Property tax changes may not motivate private landowners to conserve

Property tax changes may not motivate private landowners to conserve

Many conservationists and land planners look to property tax policy to encourage private landowners to keep their land undeveloped. While property tax can hold back the conversion of rural land to some extent, its impact is limited.

Original Paper
Li Meng and Daowei Zhang, "Impacts of property tax on land use change decisions in Georgia," Urban Ecosystems DOI: http://dx.doi.org/10.10.1007/s11252-011-0172-9.

Local governments and public school districts raise the bulk of their funding from taxes levied on real property based on fair market value. But economic development and demand for more urbanized areas are changing what "fair market value" means in rural areas. Often, the changing fair market value of the land surpasses the profitability of growing crops, managing forest, or working the land. The increases in the price of land forces farm and forestland owners to choose between enduring the new higher tax burdens on their rural land or converting their land to a seemingly more profitable different use, oftentimes through development.

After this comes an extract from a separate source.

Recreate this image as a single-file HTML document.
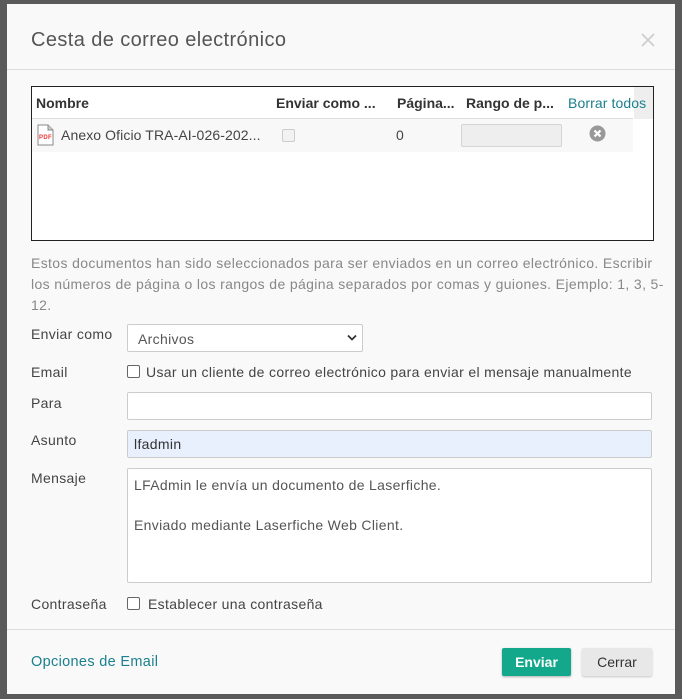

Li Meng and Daowei Zhang from Auburn University investigated how changing property tax rates in Georgia impact private landowners' decisions to change their land use. Using econometric modeling and classic land use theory, Meng and Zhang write in a 2011 article in Urban Ecosystems about how they measured the probability that landowners will transition their property to a different use in rural Georgia.

Meng and Zhang's model was based on the idea that landowners are risk neutral, profit maximizing, and will use the land based on their best interest. For example, a farmer may develop his land if the instantaneous net benefit of development is greater than the instantaneous net benefit of farming. Yet, the farmer must also figure in the cost of conversion. Fees for permits, lawyers, infrastructure changes and other conversion costs may override the benefit of developing the land and actually make farming the more profitable use.

In the real world, farmers choose between a suite of alternative uses of their land. Using real data from the National Resource Inventory data, Meng and Zhang categorized these uses as: cropland, pasture, forests, Conservation Reserve Program lands, and developed lands; the team based their model on historical land use changes over time to keep their model consistent with actual changes.

Meng and Zhang determined that, of all the land use changes, landowners are least likely to convert working forest lands to lands registered under the Conservation Reserve Program. Although still rather unlikely, of the three kinds of undeveloped land (forest, crop, and pasture), cropland is the most likely to be converted into Conservation Reserve Program land. These data are consistent with the Conservation Reserve program policy; only former croplands can gain the designation of Reserve land.

High-quality land – the areas designated as most fertile and suitable for crops and farmland – was most likely to stay in or be converted into cropland. However, the next most likely use assigned to fertile land was development, with conversion to pastureland less likely, and transition to forestland the least likely.

Contrary to what many conservationists assert, the model showed that human disturbance and population growth does not motivate landowners to abandon agricultural land use for another activity. However, human disturbance and population growth does influence the conversion of forested areas to other uses.

Property taxes and returns on the land were correlated, but Meng and Zhang found that conversion of land use is actually inelastic — that is, a 1% change in property tax had little effect on whether a private landowner would convert his or her land to a different use.  Historical data supported this assertion: Between 1987 and 1997, property tax changes have had only a minor impact on land use changes in Georgia.

Landowners are not so much motivated to convert their land use based on property taxes, but instead are motivated by the returns from their land or by the quality and fertility of their land. If one kind of land use provides high economic returns, it could increase the probability that a farmer will choose to keep the land in its current use or convert her property into that land use. A farmer with fertile, high-quality lands, for example, is likely to convert his plot to cropland or let his plot stay as cropland. Ultimately, and importantly, state and local governments may have little success utilizing property taxes changes to encourage conservation.